To me, Judaism is not only a religion but an ethnicity.

My first clue was when one of my best friends in high school, who was Jewish, admitted that she was also atheist. “Also” being the key word. I am an ethnically Jewish person who accepted Yeshua. So far, I have found nothing about the Jewish practice that hinders Christian practices. Yes, Rebekkah, you CAN observe Passover AND Christmas (not that Christmas has Christian roots but that is another can of worms).  Admittedly, I am a terrible Jew. I still have to stop and think about how many candles are on a menorah (and if asked, I’ll answer, “Depends. Is it in the home or the temple?” See? Im doing my homework).

Now back to the bit about magic. As I am descended from a long line of superstitious gypsies, my magical dabblings should not be a surprise. My Pop Pop only writes in green ink and my mother performs blessing rituals prior to taking up a new residence as a way to “get the booger bears out”. Anyone who has partaken in a Passover seder knows that that is one heck of a ritual. Salt, water, prayer, candle-lighting, incense…those religious rituals don’t look any spookier than what I do.

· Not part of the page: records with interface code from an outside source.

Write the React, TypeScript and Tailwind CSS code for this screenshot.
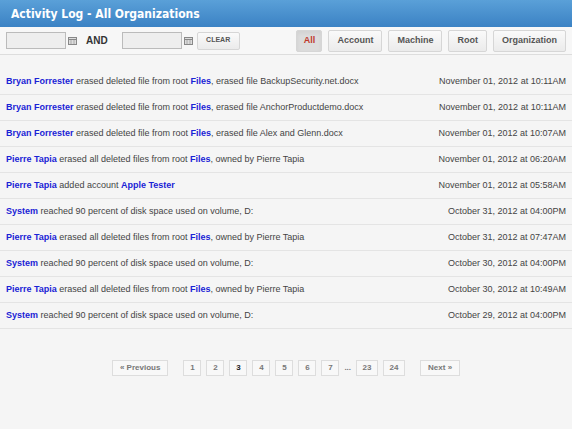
import React from "react";

const rows: [string, string, string?, string?, string][] = [
  ["Bryan Forrester", " erased deleted file from root ", "Files", ", erased file BackupSecurity.net.docx", "November 01, 2012 at 10:11AM"],
  ["Bryan Forrester", " erased deleted file from root ", "Files", ", erased file AnchorProductdemo.docx", "November 01, 2012 at 10:11AM"],
  ["Bryan Forrester", " erased deleted file from root ", "Files", ", erased file Alex and Glenn.docx", "November 01, 2012 at 10:07AM"],
  ["Pierre Tapia", " erased all deleted files from root ", "Files", ", owned by Pierre Tapia", "November 01, 2012 at 06:20AM"],
  ["Pierre Tapia", " added account ", "Apple Tester", "", "November 01, 2012 at 05:58AM"],
  ["System", " reached 90 percent of disk space used on volume, D:", "", "", "October 31, 2012 at 04:00PM"],
  ["Pierre Tapia", " erased all deleted files from root ", "Files", ", owned by Pierre Tapia", "October 31, 2012 at 07:47AM"],
  ["System", " reached 90 percent of disk space used on volume, D:", "", "", "October 30, 2012 at 04:00PM"],
  ["Pierre Tapia", " erased all deleted files from root ", "Files", ", owned by Pierre Tapia", "October 30, 2012 at 10:49AM"],
  ["System", " reached 90 percent of disk space used on volume, D:", "", "", "October 29, 2012 at 04:00PM"],
];

const Cal = () => (
  <svg width="9" height="8" viewBox="0 0 9 8" className="ml-[2px]">
    <rect x="0.5" y="0.5" width="8" height="7" fill="#ddd" stroke="#888" />
    <line x1="0.5" y1="2.5" x2="8.5" y2="2.5" stroke="#888" />
    <line x1="3" y1="3" x2="3" y2="7" stroke="#aaa" />
    <line x1="6" y1="3" x2="6" y2="7" stroke="#aaa" />
  </svg>
);

const btn = "h-[22px] px-[8px] border border-[#d6d6d6] rounded-[2px] bg-gradient-to-b from-[#fafafa] to-[#ebebeb] text-[9px] font-bold text-[#555] flex items-center justify-center";
const pg = "h-[16px] border border-[#ddd] bg-[#f8f8f8] flex items-center justify-center";

export default function App() {
  return (
    <div className="w-[572px] h-[429px] bg-[#f5f5f5] overflow-hidden" style={{ fontFamily: "'Liberation Sans', Arial, sans-serif" }}>
      <div className="h-[27px] bg-gradient-to-b from-[#5aa0d8] to-[#3b82c4] flex items-center px-[11px] text-white text-[12px] font-bold" style={{ fontFamily: "'DejaVu Sans Condensed', 'DejaVu Sans', sans-serif" }}>
        Activity Log - All Organizations
      </div>
      <div className="h-[28px] flex items-center px-[6px] border-b border-[#ddd] bg-[#f7f7f7]">
        <input className="w-[60px] h-[17px] border border-[#bbb] bg-[#eee]" />
        <Cal />
        <span className="ml-[9px] text-[10px] font-bold text-[#333]">AND</span>
        <input className="ml-[14px] w-[60px] h-[17px] border border-[#bbb] bg-[#eee]" />
        <Cal />
        <div className={btn + " ml-[4px] w-[43px] !text-[7px] !h-[18px]"}>CLEAR</div>
        <div className="ml-auto flex gap-[6px]">
          <div className={btn + " !text-[#c0392b] !bg-none bg-[#dcdcdc] border-[#bbb] shadow-inner w-[26px]"}>All</div>
          <div className={btn}>Account</div>
          <div className={btn}>Machine</div>
          <div className={btn}>Root</div>
          <div className={btn}>Organization</div>
        </div>
      </div>
      <div className="mt-[14px]">
        {rows.map((r, i) => (
          <div key={i} className="h-[26px] flex items-center justify-between pl-[6px] pr-[6px] border-b border-[#e4e4e4] text-[9px] text-[#444]">
            <span>
              <b className="text-[#1a23d6]">{r[0]}</b>
              {r[1]}
              {r[2] && <b className="text-[#1a23d6]">{r[2]}</b>}
              {r[3]}
            </span>
            <span>{r[4]}</span>
          </div>
        ))}
      </div>
      <div className="mt-[31px] flex items-center justify-center gap-[5px] text-[8px] font-bold text-[#777]">
        <div className={pg + " px-[7px] mr-[10px]"}>« Previous</div>
        {["1", "2", "3", "4", "5", "6", "7"].map((p) => (
          <div key={p} className={pg + " w-[18px] " + (p === "3" ? "text-[#222]" : "")}>{p}</div>
        ))}
        <span>...</span>
        <div className={pg + " w-[22px]"}>23</div>
        <div className={pg + " w-[22px]"}>24</div>
        <div className={pg + " px-[7px] ml-[10px]"}>Next »</div>
      </div>
    </div>
  );
}
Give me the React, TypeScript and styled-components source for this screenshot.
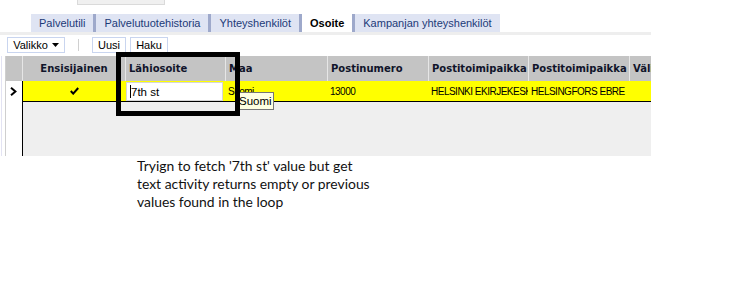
import * as React from "react";
import styled, { createGlobalStyle } from "styled-components";

const GlobalStyle = createGlobalStyle`
  html, body {
    margin: 0;
    padding: 0;
    background: #ffffff;
  }
  body {
    font-family: "Liberation Sans", Arial, sans-serif;
  }
`;

const Page = styled.div`
  position: relative;
  width: 755px;
  height: 301px;
  overflow: hidden;
`;

const Panel = styled.div`
  width: 651px;
  display: flex;
  flex-direction: column;
`;

const TopStub = styled.div`
  margin-left: 77px;
  width: 88px;
  height: 5px;
  box-sizing: border-box;
  background: #f0f0f0;
  border: 1px solid #dadada;
  border-top: none;
`;

const TabStrip = styled.div`
  display: flex;
  margin-top: 9px;
  padding-left: 31px;
  height: 18px;
`;

const Tab = styled.div<{ $active?: boolean; $first?: boolean }>`
  display: flex;
  align-items: center;
  padding: 0 8px;
  font-size: 11px;
  color: ${(p) => (p.$active ? "#000000" : "#1c3a78")};
  font-weight: ${(p) => (p.$active ? "bold" : "normal")};
  background: ${(p) => (p.$active ? "#ffffff" : "#dfe4f3")};
  border-left: ${(p) => (p.$first ? "none" : "3px solid #9ea9cb")};
  white-space: nowrap;
`;

const Divider = styled.div`
  height: 3px;
  background: #eeeeee;
`;

const Toolbar = styled.div`
  display: flex;
  align-items: center;
  margin-top: 2px;
  padding-left: 7px;
  height: 16px;
`;

const ToolButton = styled.div<{ $w: number; $gap?: number }>`
  box-sizing: border-box;
  width: ${(p) => p.$w}px;
  height: 16px;
  margin-left: ${(p) => p.$gap ?? 0}px;
  border: 1px solid #c9d5ef;
  background: #ffffff;
  display: flex;
  align-items: center;
  justify-content: center;
  gap: 4px;
  font-size: 11px;
  color: #000;
`;

const ToolSep = styled.div`
  width: 1px;
  height: 12px;
  background: #d0d0d0;
  margin: 0 13px 0 13px;
`;

const GridArea = styled.div`
  margin-top: 3px;
  margin-left: 1px;
  padding-left: 3px;
  border-left: 1px solid #e3e3f3;
`;

const Grid = styled.div`
  border-left: 1px solid #cfcfcf;
  height: 100px;
  display: flex;
  flex-direction: column;
`;

const HeaderRow = styled.div`
  display: flex;
  height: 25px;
  background: #c4c4c4;
`;

const HeadCell = styled.div<{ $w?: number; $center?: boolean; $first?: boolean }>`
  box-sizing: border-box;
  ${(p) => (p.$w ? `width: ${p.$w}px; flex: none;` : "flex: 1;")}
  border-left: ${(p) => (p.$first ? "none" : "1px solid #e6e6e6")};
  display: flex;
  align-items: center;
  justify-content: ${(p) => (p.$center ? "center" : "flex-start")};
  padding-left: ${(p) => (p.$center ? 0 : 3)}px;
  font-family: "DejaVu Sans", Verdana, sans-serif;
  font-weight: bold;
  font-size: 10px;
  color: #10142a;
  white-space: nowrap;
  overflow: hidden;
`;

const GridBody = styled.div`
  flex: 1;
  display: flex;
`;

const IndicatorCol = styled.div`
  width: 16px;
  background: #ffffff;
`;

const Indicator = styled.div`
  height: 20px;
  display: flex;
  align-items: center;
  padding-left: 4px;
`;

const DataCol = styled.div`
  flex: 1;
  border-left: 1px solid #000;
  background: #efefef;
  overflow: hidden;
`;

const DataRow = styled.div`
  display: flex;
  height: 20px;
  background: #ffff00;
  border-bottom: 1px solid #000;
`;

const Cell = styled.div<{ $w?: number; $center?: boolean; $flush?: boolean }>`
  box-sizing: border-box;
  ${(p) => (p.$w ? `width: ${p.$w}px; flex: none;` : "flex: 1;")}
  display: flex;
  align-items: center;
  justify-content: ${(p) => (p.$center ? "center" : "flex-start")};
  padding-left: ${(p) => (p.$center || p.$flush ? 0 : 3)}px;
  font-size: 10px;
  letter-spacing: -0.5px;
  color: #000;
  white-space: nowrap;
  overflow: hidden;
`;

const Editor = styled.div`
  box-sizing: border-box;
  margin: 1px 2px 0 1px;
  flex: 1;
  height: 19px;
  background: #ffffff;
  border: 1px solid #d6d6d6;
  display: flex;
  align-items: center;
  padding-left: 3px;
  font-size: 11.5px;
  letter-spacing: 0;
  color: #000;
`;

const Caret = styled.span`
  display: inline-block;
  width: 1px;
  height: 13px;
  background: #000;
`;

const Note = styled.div`
  margin-left: 137px;
  margin-top: 1px;
  font-family: Lato, "Open Sans", sans-serif;
  font-size: 13.9px;
  line-height: 18px;
  color: #111111;
`;

const MarkBox = styled.div`
  position: absolute;
  left: 116px;
  top: 52px;
  width: 124px;
  height: 64px;
  box-sizing: border-box;
  border: 5px solid #000;
  z-index: 3;
`;

const Tooltip = styled.div`
  position: absolute;
  left: 235px;
  top: 92px;
  width: 39px;
  height: 18px;
  box-sizing: border-box;
  background: #ffffe1;
  border: 1px solid #767676;
  font-size: 11.5px;
  line-height: 16px;
  padding-left: 3px;
  color: #000;
  z-index: 2;
`;

const Check = () => (
  <svg width="9" height="8" viewBox="0 0 9 8">
    <polyline points="0.8,4 3.2,6.6 8.2,1" fill="none" stroke="#000" strokeWidth="2" />
  </svg>
);

const Chevron = () => (
  <svg width="7" height="9" viewBox="0 0 7 9">
    <polyline points="1,0.8 5.4,4.5 1,8.2" fill="none" stroke="#000" strokeWidth="2" />
  </svg>
);

const DropArrow = () => (
  <svg width="7" height="4" viewBox="0 0 7 4">
    <polygon points="0,0 7,0 3.5,4" fill="#000" />
  </svg>
);

const tabs = ["Palvelutili", "Palvelutuotehistoria", "Yhteyshenkilöt", "Osoite", "Kampanjan yhteyshenkilöt"];

const columns = [
  { title: "Ensisijainen", w: 103, center: true },
  { title: "Lähiosoite", w: 100 },
  { title: "Maa", w: 102 },
  { title: "Postinumero", w: 101 },
  { title: "Postitoimipaikka", w: 100 },
  { title: "Postitoimipaikka", w: 101 },
  { title: "Välitysosoite" },
];

export default function App() {
  return (
    <Page>
      <GlobalStyle />
      <Panel>
        <TopStub />
        <TabStrip>
          {tabs.map((t, i) => (
            <Tab key={t} $first={i === 0} $active={t === "Osoite"}>
              {t}
            </Tab>
          ))}
        </TabStrip>
        <Divider />
        <Toolbar>
          <ToolButton $w={58}>
            Valikko <DropArrow />
          </ToolButton>
          <ToolSep />
          <ToolButton $w={34}>Uusi</ToolButton>
          <ToolButton $w={38} $gap={4}>
            Haku
          </ToolButton>
        </Toolbar>
        <GridArea>
          <Grid>
            <HeaderRow>
              <HeadCell $w={16} $first />
              {columns.map((c, i) => (
                <HeadCell key={i} $w={c.w} $center={c.center}>
                  {c.title}
                </HeadCell>
              ))}
            </HeaderRow>
            <GridBody>
              <IndicatorCol>
                <Indicator>
                  <Chevron />
                </Indicator>
              </IndicatorCol>
              <DataCol>
                <DataRow>
                  <Cell $w={102} $center>
                    <Check />
                  </Cell>
                  <Cell $w={100} $flush>
                    <Editor>
                      <Caret />
                      7th st
                    </Editor>
                  </Cell>
                  <Cell $w={102}>Suomi</Cell>
                  <Cell $w={101}>13000</Cell>
                  <Cell $w={100}>HELSINKI EKIRJEKESKUS</Cell>
                  <Cell $w={101}>HELSINGFORS EBRE</Cell>
                  <Cell />
                </DataRow>
              </DataCol>
            </GridBody>
          </Grid>
        </GridArea>
        <Note>
          Tryign to fetch '7th st' value but get
          <br />
          text activity returns empty or previous
          <br />
          values found in the loop
        </Note>
      </Panel>
      <Tooltip>Suomi</Tooltip>
      <MarkBox />
    </Page>
  );
}
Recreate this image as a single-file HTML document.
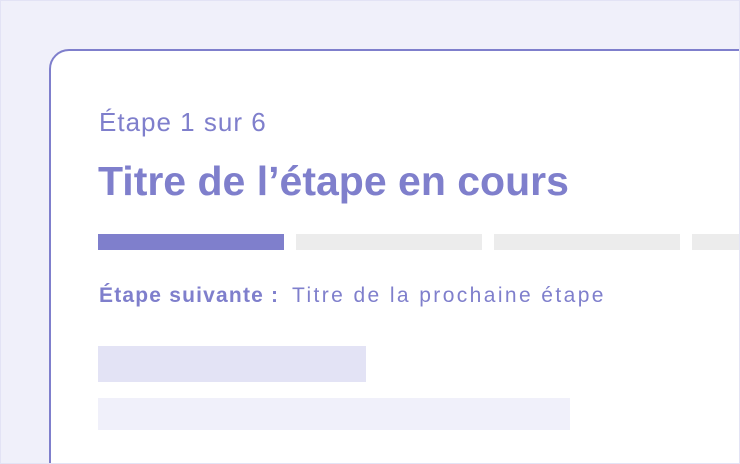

As Mr. Becker (the Christian Sorcerer Therapist I mentioned above) points out, there are “only a small handful of magical skills forbidden in the Bible. Much of magic is open to practice. Magic as a whole is never forbidden in the Bible and witchcraft/sorcery are terrible translations of the original words which really meant “root cutting” or “poisoning”. The forbidden “magical” practices, by the way, are Necromancy, Divination, and Enchanting.

Now, if Im being honest, I DO pay a little too much attention to Astrology, which falls into the realm of Divination and while I don’t cast stones Christian psychics like Chip Coffey for chatting with dead folks, I steer clear of it myself because it can be dangerous (which is why I think G-d forbade it in the first place).  As far as Enchanting…if I knew how to bend someone to my will, I’d have a Stepford husband and children by now.

So I collect rocks, burn things, bury things, blend oils and herbs and chant occasionally. Some call it “casting” or “meditation”. I call it prayer.